| Your objective |
Leave out the pictures and repeat exactly the lines between the one containing "Generate a component" and the one containing "const Check = ()", inclusive.
begin Materials provided
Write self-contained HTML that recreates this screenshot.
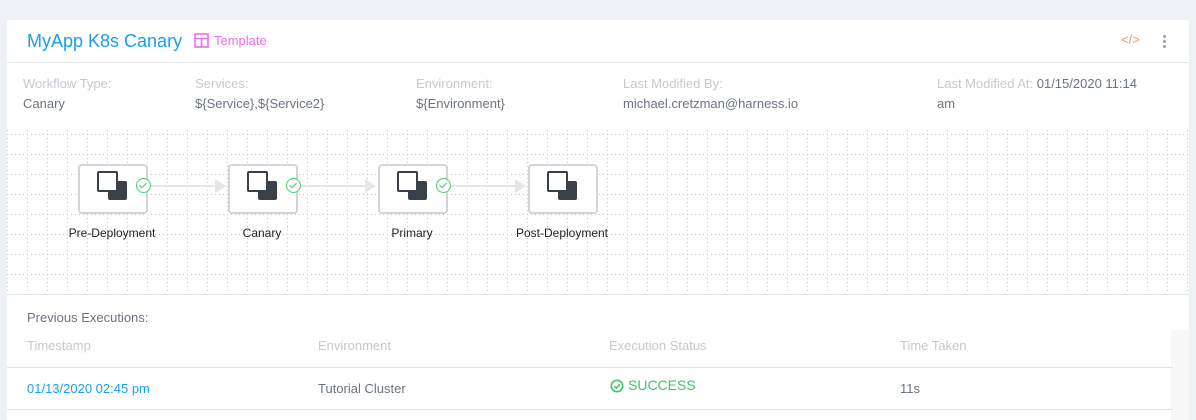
<!DOCTYPE html>
<html><head><style>
body{margin:0;width:1196px;height:412px;background:#eef1f5;font-family:"Liberation Sans",sans-serif;position:relative;overflow:hidden}
.card{position:absolute;left:7px;top:20px;width:1182px;height:400px;background:#fff}
.abs{position:absolute;white-space:nowrap}
.lbl{color:#c4c9d1;font-size:13px}
.val{color:#6b7480;font-size:13px}
.node{position:absolute;top:144px;width:66px;height:46px;border:2px solid #d1d4d8;border-radius:4px;background:#fff}
.node .b{position:absolute;left:28px;top:15px;width:19px;height:19px;background:#3a4047;border-radius:2px}
.node .a{position:absolute;left:17px;top:5px;width:17px;height:17px;border:2px solid #3a4047;border-radius:2px;background:#fff}
.ck{position:absolute;top:158px;width:13px;height:13px;border:1.5px solid #4cc56b;border-radius:50%;background:#fff}
.ck:after{content:"";position:absolute;left:4px;top:1.5px;width:3px;height:6px;border:solid #4cc56b;border-width:0 1.5px 1.5px 0;transform:rotate(45deg)}
.line{position:absolute;top:165px;height:2px;background:#e3e5e8}
.arr{position:absolute;top:159px;width:0;height:0;border-left:11px solid #e3e5e8;border-top:7px solid transparent;border-bottom:7px solid transparent}
.nl{position:absolute;top:206px;font-size:12px;color:#222;width:140px;text-align:center}
</style></head><body>
<div class="card">
<div class="abs" style="left:20px;top:11px;font-size:18px;color:#1a9fea">MyApp K8s Canary</div>
<svg class="abs" style="left:187px;top:13px" width="15" height="15"><rect x="1" y="1" width="13" height="13" fill="none" stroke="#f06ce6" stroke-width="1.6"/><line x1="1" y1="5.5" x2="14" y2="5.5" stroke="#f06ce6" stroke-width="1.6"/><line x1="7.5" y1="5.5" x2="7.5" y2="14" stroke="#f06ce6" stroke-width="1.6"/></svg>
<div class="abs" style="left:207px;top:13px;font-size:13px;color:#f06ce6">Template</div>
<div class="abs" style="left:1114px;top:12px;font-size:13px;color:#f7965a">&lt;/&gt;</div>
<div class="abs" style="left:1156px;top:15px;width:3px;height:3px;background:#9aa1a9;border-radius:50%;box-shadow:0 5px 0 #9aa1a9,0 10px 0 #9aa1a9"></div>
<div class="abs" style="left:0;top:42px;width:1182px;height:1px;background:#e4e7ea"></div>
<div class="abs lbl" style="left:16px;top:56px">Workflow Type:</div>
<div class="abs val" style="left:16px;top:76px">Canary</div>
<div class="abs lbl" style="left:188px;top:56px">Services:</div>
<div class="abs val" style="left:188px;top:76px">${Service},${Service2}</div>
<div class="abs lbl" style="left:409px;top:56px">Environment:</div>
<div class="abs val" style="left:409px;top:76px">${Environment}</div>
<div class="abs lbl" style="left:616px;top:56px">Last Modified By:</div>
<div class="abs val" style="left:616px;top:76px">michael.cretzman@harness.io</div>
<div class="abs lbl" style="left:930px;top:56px">Last Modified At: <span style="color:#6b7480">01/15/2020 11:14</span></div>
<div class="abs val" style="left:930px;top:76px">am</div>
<svg class="abs" style="left:0;top:110px" width="1182" height="164">
<defs><pattern id="g" x="0" y="4" width="20" height="20" patternUnits="userSpaceOnUse">
<rect x="0" y="0" width="1" height="1" fill="#93d2de"/><rect x="4" y="0" width="1" height="1" fill="#93d2de"/><rect x="8" y="0" width="1" height="1" fill="#93d2de"/><rect x="12" y="0" width="1" height="1" fill="#93d2de"/><rect x="16" y="0" width="1" height="1" fill="#93d2de"/>
<rect x="0" y="4" width="1" height="1" fill="#93d2de"/><rect x="0" y="8" width="1" height="1" fill="#93d2de"/><rect x="0" y="12" width="1" height="1" fill="#93d2de"/><rect x="0" y="16" width="1" height="1" fill="#93d2de"/>
</pattern></defs><rect width="1182" height="164" fill="url(#g)"/></svg>
<div class="abs" style="left:0;top:274px;width:1182px;height:1px;background:#e4e7ea"></div>

<div class="line" style="left:140px;width:72px"></div><div class="arr" style="left:208px"></div>
<div class="line" style="left:290px;width:72px"></div><div class="arr" style="left:358px"></div>
<div class="line" style="left:440px;width:72px"></div><div class="arr" style="left:508px"></div>
<div class="node" style="left:71px"><div class="b"></div><div class="a"></div></div>
<div class="node" style="left:221px"><div class="b"></div><div class="a"></div></div>
<div class="node" style="left:371px"><div class="b"></div><div class="a"></div></div>
<div class="node" style="left:521px"><div class="b"></div><div class="a"></div></div>
<div class="ck" style="left:129px"></div><div class="ck" style="left:279px"></div><div class="ck" style="left:429px"></div>
<div class="nl" style="left:35px">Pre-Deployment</div>
<div class="nl" style="left:185px">Canary</div>
<div class="nl" style="left:335px">Primary</div>
<div class="nl" style="left:485px">Post-Deployment</div>

<div class="abs val" style="left:20px;top:290px">Previous Executions:</div>
<div class="abs lbl" style="left:20px;top:318px">Timestamp</div>
<div class="abs lbl" style="left:311px;top:318px">Environment</div>
<div class="abs lbl" style="left:602px;top:318px">Execution Status</div>
<div class="abs lbl" style="left:893px;top:318px">Time Taken</div>
<div class="abs" style="left:1164px;top:310px;width:18px;height:90px;background:#f7f7f8"></div>
<div class="abs" style="left:0;top:347px;width:1166px;height:1px;background:#e1e4e7"></div>
<div class="abs" style="left:20px;top:361px;font-size:13px;color:#1a9fea">01/13/2020 02:45 pm</div>
<div class="abs val" style="left:311px;top:361px">Tutorial Cluster</div>
<svg class="abs" style="left:603px;top:359px" width="14" height="14"><circle cx="7" cy="7" r="5.7" fill="none" stroke="#3fc46a" stroke-width="1.6"/><path d="M4.3 7.2 L6.3 9.1 L9.8 5.2" fill="none" stroke="#3fc46a" stroke-width="1.6"/></svg>
<div class="abs" style="left:621px;top:357px;font-size:14px;color:#3fc46a">SUCCESS</div>
<div class="abs val" style="left:893px;top:361px">11s</div>
<div class="abs" style="left:0;top:389px;width:1166px;height:1px;background:#e1e4e7"></div>
</div>
</body></html>
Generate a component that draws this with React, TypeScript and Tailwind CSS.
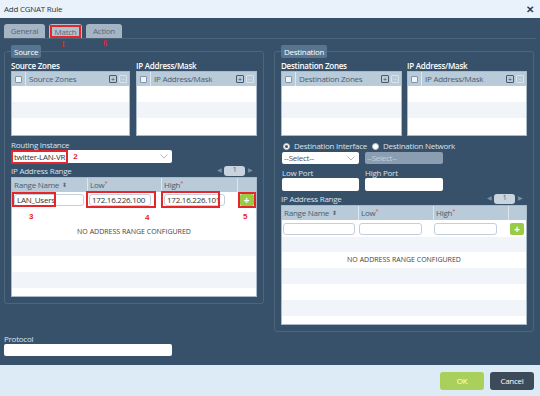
import React from 'react';

const font = { fontFamily: '"Open Sans", "Liberation Sans", sans-serif' };

const Check = () => <span className="w-[7px] h-[7px] bg-[#eef3f7] border border-[#8195a8] rounded-[1px] shrink-0"></span>;

const PlusMinus = () => (
  <div className="flex gap-[2px] ml-auto">
    <span className="w-[8px] h-[8px] border border-[#4a5a6a] rounded-[1px] flex items-center justify-center text-[7px] leading-none text-[#3a4a5a]">+</span>
    <span className="w-[8px] h-[8px] border border-[#dbe3ea] rounded-[1px] flex items-center justify-center text-[7px] leading-none text-[#dbe3ea]">−</span>
  </div>
);

const ListBox = ({ title, label, w }: { title: string; label: string; w: string }) => (
  <div className={`flex flex-col ${w}`}>
    <div className="h-[11px] text-[8px] leading-[11px] font-semibold text-white">{title}</div>
    <div className="bg-white border border-[#a9bacb]">
      <div className="h-[14px] bg-[#b9cad9] flex items-center pl-[3px] pr-[2px] gap-[3px]">
        <Check />
        <span className="h-full border-l border-[#dfe7ee]"></span>
        <span className="text-[8px] text-[#4d5d6d]">{label}</span>
        <PlusMinus />
      </div>
      <div className="h-[16px] bg-white"></div>
      <div className="h-[16px] bg-[#f1f5f9]"></div>
      <div className="h-[17px] bg-white"></div>
    </div>
  </div>
);

const Pager = () => (
  <div className="flex items-center gap-[3px] text-[6px] text-[#7b8fa2]">
    <span>◀</span>
    <span className="w-[21px] h-[10px] rounded-[3px] bg-[#c8d4df] text-[7px] text-[#4d5d6d] flex items-center justify-center">1</span>
    <span>▶</span>
  </div>
);

const Input = ({ className = '', value = '' }: { className?: string; value?: string }) => (
  <div className={`h-[12px] bg-white border border-[#c3cfda] rounded-[3px] text-[8px] leading-[10px] text-[#333] pl-[2px] overflow-hidden whitespace-nowrap ${className}`}>{value}</div>
);

const Chevron = () => (
  <svg className="ml-auto" width="8" height="5" viewBox="0 0 8 5"><path d="M0.5 0.5 L4 4 L7.5 0.5" fill="none" stroke="#9aa7b3" strokeWidth="0.8" /></svg>
);

const Select = ({ className = '', disabled = false }: { className?: string; disabled?: boolean }) => (
  <div className={`h-[12px] rounded-[2px] flex items-center pl-[2px] pr-[4px] text-[8px] ${disabled ? 'bg-[#8b9db0] text-[#c6d1db]' : 'bg-white text-[#555]'} ${className}`}>
    <span>--Select--</span>
    {!disabled && <Chevron />}
  </div>
);

const Red = ({ children, className = '' }: { children: React.ReactNode; className?: string }) => (
  <span className={`text-[#e5262a] font-bold text-[8px] leading-none ${className}`} style={{ fontFamily: '"Liberation Sans", sans-serif' }}>{children}</span>
);

const RangeHeader = ({ cols }: { cols: string }) => (
  <div className={`h-[14px] bg-[#b9cad9] grid ${cols} text-[8px] text-[#4d5d6d]`}>
    <div className="flex items-center pl-[2px] gap-[3px]">Range Name <span className="text-[6px] text-[#5a6a7a] leading-none">⬍</span></div>
    <div className="flex items-center pl-[2px] border-l border-[#dde6ee]">Low<span className="text-[#e5494d] text-[6px] -mt-[3px]">*</span></div>
    <div className="flex items-center pl-[2px] border-l border-[#dde6ee]">High<span className="text-[#e5494d] text-[6px] -mt-[3px]">*</span></div>
    <div className="border-l border-[#dde6ee]"></div>
  </div>
);

const GreenPlus = () => (
  <div className="w-[14px] h-[12px] rounded-[2px] bg-[#9acb44] text-white text-[10px] leading-[12px] text-center font-bold">+</div>
);

const Legend = ({ children }: { children: React.ReactNode }) => (
  <legend className="h-[13px] px-[3px] rounded-[2px] bg-[#587590] text-[8px] leading-[13px] text-white">{children}</legend>
);

export default function App() {
  return (
    <div className="w-[540px] h-[396px] flex flex-col overflow-hidden tracking-[-0.25px]" style={font}>
      <div className="h-[18px] bg-[#e9f2fb] flex items-center justify-between px-[4px]">
        <span className="text-[8px] text-[#333]">Add CGNAT Rule</span>
        <span className="text-[10px] font-bold text-[#2c3e50] leading-none pr-[2px]">✕</span>
      </div>

      <div className="flex-1 bg-[#38516a] flex flex-col px-[4px] pt-[6px] pb-[9px]">
        <div className="flex gap-[4px] items-end h-[15px] border-b border-[#4c6479]">
          <div className="h-[14px] w-[41px] rounded-t-[3px] bg-[#a6b5c3] text-[8px] text-[#56677a] flex items-center justify-center">General</div>
          <div className="h-[14px] w-[33px] rounded-t-[3px] bg-[#b3c2cf] text-[8px] text-[#56677a] flex items-center justify-center relative">
            <span className="border-2 border-[#e5262a] w-[31px] h-[13px] leading-[9px] text-center">Match</span>
            <span className="absolute left-[12px] top-[17px] text-[#e5262a] font-bold text-[8px] leading-none" style={{ fontFamily: '"Liberation Serif", serif' }}>1</span>
          </div>
          <div className="h-[14px] w-[36px] rounded-t-[3px] bg-[#a6b5c3] text-[8px] text-[#56677a] flex items-center justify-center relative">
            Action
            <span className="absolute left-[17px] top-[16px] text-[#e5262a] font-bold text-[8px] leading-none" style={{ fontFamily: '"Liberation Serif", serif' }}>6</span>
          </div>
        </div>

        <div className="flex gap-[10px] items-start mt-[6px]">
          {/* Source */}
          <fieldset className="w-[260px] border border-[#4d667c] rounded-[3px] px-[6px] pb-[6px]">
            <Legend>Source</Legend>
            <div className="flex gap-[6px] mt-[2px]">
              <ListBox title="Source Zones" label="Source Zones" w="w-[119px]" />
              <ListBox title="IP Address/Mask" label="IP Address/Mask" w="w-[121px]" />
            </div>
            <div className="h-[11px] mt-[3px] text-[8px] leading-[11px] text-[#d7e2ec]">Routing Instance</div>
            <div className="w-[161px] h-[13px] bg-white rounded-[2px] flex items-center pr-[4px]">
              <span className="border-2 border-[#e5262a] h-[14px] text-[8px] leading-[10px] text-[#333] px-[1px] whitespace-nowrap">twitter-LAN-VR</span>
              <Red className="ml-[5px]">2</Red>
              <Chevron />
            </div>
            <div className="h-[13px] mt-[1px] flex items-center justify-between text-[8px] text-[#d7e2ec]">
              <span>IP Address Range</span>
              <div className="pr-[4px]"><Pager /></div>
            </div>
            <div className="bg-white border border-[#a9bacb]">
              <RangeHeader cols="grid-cols-[75px_74px_76px_1fr]" />
              <div className="h-[16px] grid grid-cols-[75px_74px_76px_1fr] items-center text-[8px] leading-none">
                <div className="relative pl-[2px]">
                  <Input className="w-[70px]" value="LAN_Users" />
                  <span className="absolute left-0 -top-[2px] w-[44px] h-[15px] border-2 border-[#e5262a]"></span>
                </div>
                <div className="relative pl-[2px]">
                  <Input className="w-[62px]" value="172.16.226.100" />
                  <span className="absolute -left-[1px] -top-[3px] w-[70px] h-[17px] border-2 border-[#e5262a]"></span>
                </div>
                <div className="relative pl-[3px]">
                  <Input className="w-[61px]" value="172.16.226.101" />
                  <span className="absolute left-0 -top-[3px] w-[59px] h-[17px] border-2 border-[#e5262a]"></span>
                </div>
                <div className="flex justify-center">
                  <div className="border-2 border-[#e5262a]"><GreenPlus /></div>
                </div>
              </div>
              <div className="h-[16px] grid grid-cols-[75px_74px_76px_1fr] items-center text-[8px] leading-none">
                <div className="pl-[17px]"><Red>3</Red></div>
                <div className="pl-[58px] pt-[3px]"><Red>4</Red></div>
                <div></div>
                <div className="pl-[6px]"><Red>5</Red></div>
              </div>
              <div className="h-[16px] bg-white flex items-center justify-center text-[7px] tracking-normal text-[#444]">NO ADDRESS RANGE CONFIGURED</div>
              <div className="h-[16px] bg-[#f1f5f9]"></div>
              <div className="h-[16px] bg-white"></div>
              <div className="h-[16px] bg-[#f1f5f9]"></div>
              <div className="h-[8px] bg-white"></div>
            </div>
          </fieldset>

          {/* Destination */}
          <fieldset className="w-[260px] border border-[#4d667c] rounded-[3px] px-[6px] pb-[6px]">
            <Legend>Destination</Legend>
            <div className="flex gap-[5px] mt-[2px]">
              <ListBox title="Destination Zones" label="Destination Zones" w="w-[121px]" />
              <ListBox title="IP Address/Mask" label="IP Address/Mask" w="w-[120px]" />
            </div>
            <div className="h-[12px] mt-[4px] flex items-center text-[8px] text-[#d7e2ec]">
              <span className="w-[7px] h-[7px] rounded-full bg-white border border-[#b6c3cf] flex items-center justify-center ml-[2px]"><span className="w-[3px] h-[3px] rounded-full bg-[#4a5562]"></span></span>
              <span className="ml-[4px]">Destination Interface</span>
              <span className="w-[7px] h-[7px] rounded-full bg-white border border-[#b6c3cf] ml-[5px]"></span>
              <span className="ml-[4px]">Destination Network</span>
            </div>
            <div className="flex gap-[6px] pl-[1px]">
              <Select className="w-[77px]" />
              <Select className="w-[78px]" disabled />
            </div>
            <div className="flex gap-[6px] pl-[1px] mt-[3px]">
              <div className="w-[77px]">
                <div className="h-[11px] text-[8px] leading-[11px] text-[#d7e2ec]">Low Port</div>
                <div className="h-[13px] bg-white rounded-[2px]"></div>
              </div>
              <div className="w-[78px]">
                <div className="h-[11px] text-[8px] leading-[11px] text-[#d7e2ec]">High Port</div>
                <div className="h-[13px] bg-white rounded-[2px]"></div>
              </div>
            </div>
            <div className="h-[13px] mt-[1px] flex items-center justify-between text-[8px] text-[#d7e2ec]">
              <span>IP Address Range</span>
              <div className="pr-[4px]"><Pager /></div>
            </div>
            <div className="bg-white border border-[#a9bacb]">
              <RangeHeader cols="grid-cols-[76px_75px_75px_1fr]" />
              <div className="h-[17px] grid grid-cols-[76px_75px_75px_1fr] items-center">
                <div className="pl-[1px]"><Input className="w-[72px]" /></div>
                <div className="pl-[1px]"><Input className="w-[63px]" /></div>
                <div className="pl-[1px]"><Input className="w-[63px]" /></div>
                <div className="flex justify-center"><GreenPlus /></div>
              </div>
              <div className="h-[15px] bg-[#f1f5f9]"></div>
              <div className="h-[16px] bg-white flex items-center justify-center text-[7px] tracking-normal text-[#444]">NO ADDRESS RANGE CONFIGURED</div>
              <div className="h-[16px] bg-[#f1f5f9]"></div>
              <div className="h-[16px] bg-white"></div>
              <div className="h-[16px] bg-[#f1f5f9]"></div>
              <div className="h-[8px] bg-white"></div>
            </div>
          </fieldset>
        </div>

        <div className="mt-auto">
          <div className="h-[11px] text-[8px] leading-[11px] text-[#d7e2ec]">Protocol</div>
          <div className="w-[168px] h-[12px] bg-white rounded-[2px]"></div>
        </div>
      </div>

      <div className="h-[31px] bg-[#dcebf6] flex items-center justify-end gap-[6px] pr-[6px] pt-[1px]">
        <div className="w-[44px] h-[18px] rounded-[3px] bg-[#a8d05a] text-white text-[8px] flex items-center justify-center">OK</div>
        <div className="w-[44px] h-[18px] rounded-[3px] bg-[#3d4a5a] text-white text-[8px] flex items-center justify-center">Cancel</div>
      </div>
    </div>
  );
}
end Materials provided
| Full answer |
Generate a component that draws this with React, TypeScript and Tailwind CSS.
import React from 'react';

const font = { fontFamily: '"Open Sans", "Liberation Sans", sans-serif' };

const Check = () => <span className="w-[7px] h-[7px] bg-[#eef3f7] border border-[#8195a8] rounded-[1px] shrink-0"></span>;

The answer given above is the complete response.